Não precisamos mencionar que a selecção obedece a rigorosa escolha para que não se perca tempo com assuntos banais e conversações vazias.

Numa das nossas reduzidas assembleias, tivemos a visita de um rapaz, vinculado a uma das instituições beneméritas do Estado do Rio, que irradiava bondade e inteligência, a falar-nos sem afectação:

- Estou muito grato por me receberem e não vos tomarei tempo em vão. Ouso perguntar pelo Irmão X. Desejaria saber, se possível, por que motivo não mais escreveu livros para a nossa edificação no mundo, ao mesmo tempo que estimaria saber se podemos aguardar novas produções desse amigo.

Solicitamos a palavra do Irmão X, ali presente e, com simplicidade, ei-lo a responder:

- Amigo, agradeço-lhe o interesse, mas não estou inactivo. Apenas, por algum tempo, troquei a pena pela enxada de serviço. Por vastos períodos anuais, estive na teoria. Agora estou na prática da assistência, na qual vivo a aprender e a renovar-me. Mas retomarei a pena, se o Senhor assim permitir.

O moço agradeceu e retirou-se, dando lugar a novo visitante...

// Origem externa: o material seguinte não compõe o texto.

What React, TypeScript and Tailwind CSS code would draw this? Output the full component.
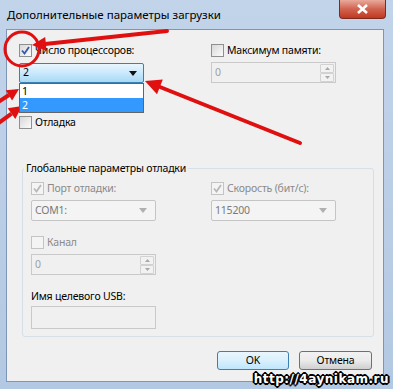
import type { ReactNode } from 'react'

const font = { fontFamily: '"Noto Sans", "Open Sans", sans-serif' }

const Check = ({ checked, disabled }: { checked?: boolean; disabled?: boolean }) => (
    <span
        className={
            'relative flex h-[13px] w-[13px] shrink-0 items-center justify-center border ' +
            (disabled
                ? 'border-[#c4c4c4] bg-[#f4f4f4]'
                : 'border-[#8e8f8f] bg-gradient-to-br from-[#d8d8d8] to-[#fbfbfb]')
        }
    >
        {checked && (
            <svg width="9" height="9" viewBox="0 0 9 9">
                <path
                    d="M1 4.5 L3.5 7.5 L8 1"
                    fill="none"
                    stroke={disabled ? '#b8b8b8' : '#3a57a6'}
                    strokeWidth="1.8"
                />
            </svg>
        )}
    </span>
)

const CheckRow = ({
    label,
    checked,
    disabled,
    gray,
    className = '',
}: {
    label: string
    checked?: boolean
    disabled?: boolean
    gray?: boolean
    className?: string
}) => (
    <div className={'flex h-[13px] items-center gap-[3px] ' + className}>
        <Check checked={checked} disabled={disabled} />
        <span
            className={
                'whitespace-nowrap text-[10.5px] leading-none tracking-[-0.2px] ' +
                (gray ? 'text-[#8a8a8a]' : 'text-black')
            }
        >
            {label}
        </span>
    </div>
)

const Arrow = ({ color }: { color: string }) => (
    <svg width="8" height="5" viewBox="0 0 8 5">
        <path d="M0 0 H8 L4 5 Z" fill={color} />
    </svg>
)

const Combo = ({ value, className = '' }: { value: string; className?: string }) => (
    <div
        className={
            'flex h-[21px] w-[125px] items-center justify-between rounded-[2px] border border-[#c5c5c5] bg-[#f4f4f4] pl-[3px] pr-[8px] ' +
            className
        }
    >
        <span className="text-[10.5px] tracking-[-0.2px] text-[#7a7a7a]">{value}</span>
        <Arrow color="#b0b0b0" />
    </div>
)

const SpinBtn = ({ up }: { up?: boolean }) => (
    <div className="flex h-[9px] w-[14px] items-center justify-center rounded-[1px] border border-[#d2d2d2] bg-[#f2f2f2]">
        <svg width="5" height="3" viewBox="0 0 5 3">
            <path d={up ? 'M0 3 H5 L2.5 0 Z' : 'M0 0 H5 L2.5 3 Z'} fill="#a8a8a8" />
        </svg>
    </div>
)

const Spin = ({ className = '' }: { className?: string }) => (
    <div
        className={
            'flex h-[21px] w-[125px] items-center justify-between border border-[#c9c9c9] bg-[#f0f0f0] pl-[3px] pr-[1px] ' +
            className
        }
    >
        <span className="text-[10.5px] text-[#a0a0a0]">0</span>
        <div className="flex flex-col">
            <SpinBtn up />
            <SpinBtn />
        </div>
    </div>
)

const Button = ({ children, primary }: { children: ReactNode; primary?: boolean }) => (
    <div
        className={
            'flex h-[19px] items-center justify-center rounded-[3px] border text-[10.5px] tracking-[-0.2px] ' +
            (primary
                ? 'w-[72px] border-[#3c7fb1] bg-gradient-to-b from-[#eaf6fd] via-[#d9f0fc] to-[#bee6fd]'
                : 'w-[73px] border-[#707070] bg-gradient-to-b from-[#f2f2f2] via-[#ebebeb] to-[#cfcfcf]')
        }
    >
        {children}
    </div>
)

export default function App() {
    return (
        <div className="relative h-[389px] w-[393px] overflow-hidden bg-gradient-to-b from-[#c2d4ea] to-[#b3c8e2]" style={font}>
            {/* title bar */}
            <div className="flex h-[29px] items-start justify-between">
                <span className="pl-[7px] pt-[6px] text-[11.5px] leading-[18px] text-black">
                    Дополнительные параметры загрузки
                </span>
                <div className="mr-[7px] flex h-[19px] w-[47px] items-center justify-center rounded-b-[4px] border border-t-0 border-[#7b2b20] bg-gradient-to-b from-[#e9a99b] via-[#d0634f] to-[#c2361f]">
                    <svg width="11" height="10" viewBox="0 0 11 10">
                        <path d="M1 1 L10 9 M10 1 L1 9" stroke="#ffffff" strokeWidth="2.6" />
                    </svg>
                </div>
            </div>

            {/* client area */}
            <div className="ml-[6px] mr-[9px] h-[353px] border border-[#7d96b8] bg-[#f0f0f0] pl-[12px] pr-[11px] pt-[14px]">
                <div className="grid grid-cols-[192px_125px]">
                    <div className="flex flex-col">
                        <CheckRow label="Число процессоров:" checked />
                        <div className="relative mt-[6px]">
                            <div className="flex h-[20px] w-[125px] items-center justify-between rounded-[2px] border border-[#3c7fb1] bg-gradient-to-b from-[#eaf6fd] via-[#c9e9fc] to-[#a7d9f5] pl-[3px] pr-[6px]">
                                <span className="text-[10.5px] text-black">2</span>
                                <Arrow color="#111111" />
                            </div>
                            <div className="absolute left-0 top-full z-10 w-[125px] border border-[#646464] bg-white">
                                <div className="flex h-[14px] items-center pl-[2px] text-[10.5px] leading-none text-black">1</div>
                                <div className="flex h-[14px] items-center bg-[#3399ff] pl-[2px] text-[10.5px] leading-none text-white">2</div>
                            </div>
                        </div>
                        <CheckRow label="Отладка" className="mt-[33px]" />
                    </div>
                    <div className="flex flex-col">
                        <CheckRow label="Максимум памяти:" />
                        <Spin className="mt-[5px]" />
                    </div>
                </div>

                <fieldset className="m-0 ml-[3px] mt-[32px] w-[352px] rounded-[3px] border border-[#d5dfe5] px-[8px] pb-[7px] pt-0">
                    <legend className="-ml-[7px] px-[2px] text-[10.5px] leading-[14px] tracking-[-0.2px] text-black">
                        Глобальные параметры отладки
                    </legend>
                    <div className="grid grid-cols-[180px_125px] pt-[7px]">
                        <div className="flex flex-col">
                            <CheckRow label="Порт отладки:" checked disabled gray />
                            <Combo value="COM1:" className="mt-[5px]" />
                        </div>
                        <div className="flex flex-col">
                            <CheckRow label="Скорость (бит/с):" checked disabled gray />
                            <Combo value="115200" className="mt-[5px]" />
                        </div>
                    </div>
                    <CheckRow label="Канал" disabled gray className="mt-[15px]" />
                    <Spin className="mt-[5px]" />
                    <div className="mt-[13px] text-[10.5px] leading-[16px] tracking-[-0.2px] text-black">Имя целевого USB:</div>
                    <div className="mt-[2px] h-[23px] w-[125px] border border-[#c9c9c9] bg-[#f0f0f0]" />
                </fieldset>

                <div className="mt-[14px] flex justify-end gap-[10px]">
                    <Button primary>OK</Button>
                    <Button>Отмена</Button>
                </div>
            </div>

            {/* watermark */}
            <div
                className="absolute bottom-[3px] right-[4px] text-[12px] font-bold leading-[14px] tracking-[0.5px] text-white [text-shadow:1px_1px_0_#000,-1px_-1px_0_#000,1px_-1px_0_#000,-1px_1px_0_#000,2px_0_0_#000,-2px_0_0_#000,0_2px_0_#000,0_-2px_0_#000]"
                style={{ fontFamily: '"DejaVu Sans", sans-serif' }}
            >
                http://4aynikam.ru
            </div>

            {/* red annotations */}
            <svg className="pointer-events-none absolute left-0 top-0" width="393" height="389" viewBox="0 0 393 389">
                <circle cx="22" cy="49" r="17" fill="none" stroke="#e01010" strokeWidth="3" />
                <path d="M167 31 L45 44" stroke="#e01010" strokeWidth="4" strokeLinecap="round" />
                <path d="M32 45 L45.2 37 L46.6 51 Z" fill="#e01010" />
                <path d="M300 143 L160 87" stroke="#e01010" strokeWidth="4" strokeLinecap="round" />
                <path d="M145 81 L162.8 79.5 L157 94.3 Z" fill="#e01010" />
                <path d="M-5 104 L9 95" stroke="#e01010" strokeWidth="4" />
                <path d="M19 89 L12.1 100.5 L5.7 90.3 Z" fill="#e01010" />
                <path d="M-4 125 L11.5 113.6" stroke="#e01010" strokeWidth="4" />
                <path d="M22 106 L15.3 118.9 L7.7 108.3 Z" fill="#e01010" />
            </svg>
        </div>
    )
}
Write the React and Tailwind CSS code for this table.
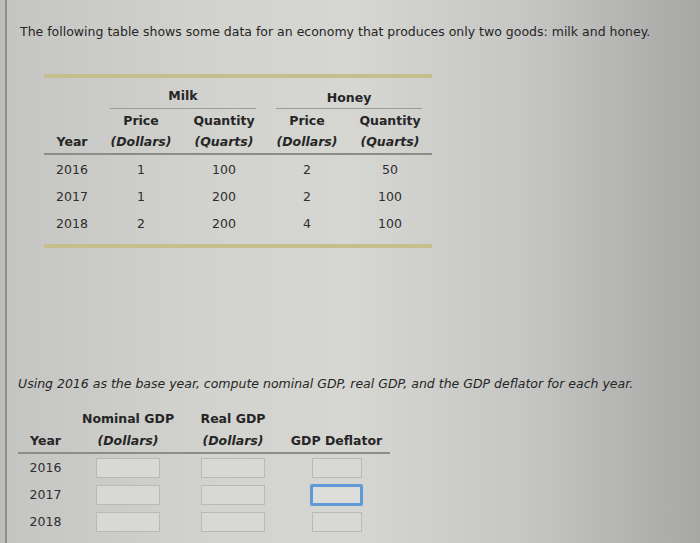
const milkHoney = [
  { year: '2016', mp: '1', mq: '100', hp: '2', hq: '50' },
  { year: '2017', mp: '1', mq: '200', hp: '2', hq: '100' },
  { year: '2018', mp: '2', mq: '200', hp: '4', hq: '100' },
];

const cols = 'grid grid-cols-[56px_82px_84px_82px_84px] text-center';
const gdpCols = 'grid grid-cols-[55px_110px_100px_107px] text-center';

function Box({ focused, w = 'w-[64px]' }) {
  return (
    <div
      className={
        focused
          ? 'mx-auto w-[53px] h-[22px] rounded-[2px] border-[3px] border-[#5f9ad6] bg-[#dcdcda]'
          : `mx-auto ${w} h-[20px] border border-[#b9b9b7] bg-[#d8d8d5]`
      }
    />
  );
}

export default function App() {
  return (
    <div className="w-[700px] h-[543px] overflow-hidden flex bg-[linear-gradient(90deg,#c4c4c2_0%,#d2d2cf_30%,#d6d6d3_50%,#c6c6c4_75%,#a7a7a6_100%)] font-['DejaVu_Sans',sans-serif] text-[12.5px] leading-[16px] text-[#262626]">
      <div className="w-[5px] bg-[#bdbdbb]" />
      <div className="w-[2px] bg-[#8f8f8f]" />
      <div className="flex-1 pl-[13px]">
        <p className="mt-[24px]">
          The following table shows some data for an economy that produces only two goods: milk and honey.
        </p>

        {/* Milk and honey table */}
        <div className="ml-[24px] mt-[34px] w-[388px]">
          <div className="h-[4px] bg-[#c7be8e]" />
          <div className={`${cols} font-bold mt-[10px]`}>
            <div />
            <div className="col-span-2 mx-[10px] border-b border-[#9c9c9a] pb-[2px]">Milk</div>
            <div className="col-span-2 mx-[10px] mt-[2px] border-b border-[#9c9c9a] pb-[2px]">Honey</div>
          </div>
          <div className={`${cols} font-bold mt-[1px] leading-[21px]`}>
            <div className="flex items-end justify-center">Year</div>
            <div>Price<br /><i>(Dollars)</i></div>
            <div>Quantity<br /><i>(Quarts)</i></div>
            <div>Price<br /><i>(Dollars)</i></div>
            <div>Quantity<br /><i>(Quarts)</i></div>
          </div>
          <div className="h-[2px] bg-[#8c8c8a] mt-[1px]" />
          <div className="pt-[1px] pb-[7px] text-[#2e2e2e]">
            {milkHoney.map((r) => (
              <div key={r.year} className={`${cols} h-[27px] items-center`}>
                <div>{r.year}</div>
                <div>{r.mp}</div>
                <div>{r.mq}</div>
                <div>{r.hp}</div>
                <div>{r.hq}</div>
              </div>
            ))}
          </div>
          <div className="h-[4px] bg-[#c7be8e]" />
        </div>

        <p className="mt-[128px] -ml-[2px] italic">
          Using 2016 as the base year, compute nominal GDP, real GDP, and the GDP deflator for each year.
        </p>

        {/* GDP answer table */}
        <div className="mt-[16px] w-[372px] -ml-[2px]">
          <div className={`${gdpCols} font-bold leading-[22px]`}>
            <div className="flex items-end justify-center">Year</div>
            <div>Nominal GDP<br /><i>(Dollars)</i></div>
            <div>Real GDP<br /><i>(Dollars)</i></div>
            <div className="flex items-end justify-center">GDP Deflator</div>
          </div>
          <div className="h-[2px] bg-[#8c8c8a]" />
          <div className="text-[#2e2e2e]">
            {['2016', '2017', '2018'].map((y) => (
              <div key={y} className={`${gdpCols} h-[27px] items-center`}>
                <div>{y}</div>
                <Box />
                <Box />
                <Box focused={y === '2017'} w="w-[50px]" />
              </div>
            ))}
          </div>
        </div>
      </div>
    </div>
  );
}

No dia seguinte, o Irmão X mostrou-nos uma pasta antiga, da qual retirou vários retalhos de pergaminho contendo apontamentos valiosos e valiosos relatos da vida, com os quais formou o presente volume.

Aí está, leitor amigo, a história deste livro que o nosso amigo passa à frente, para a nossa própria edificação.

Emmanuel / Uberaba, 22 de Marco de 1988.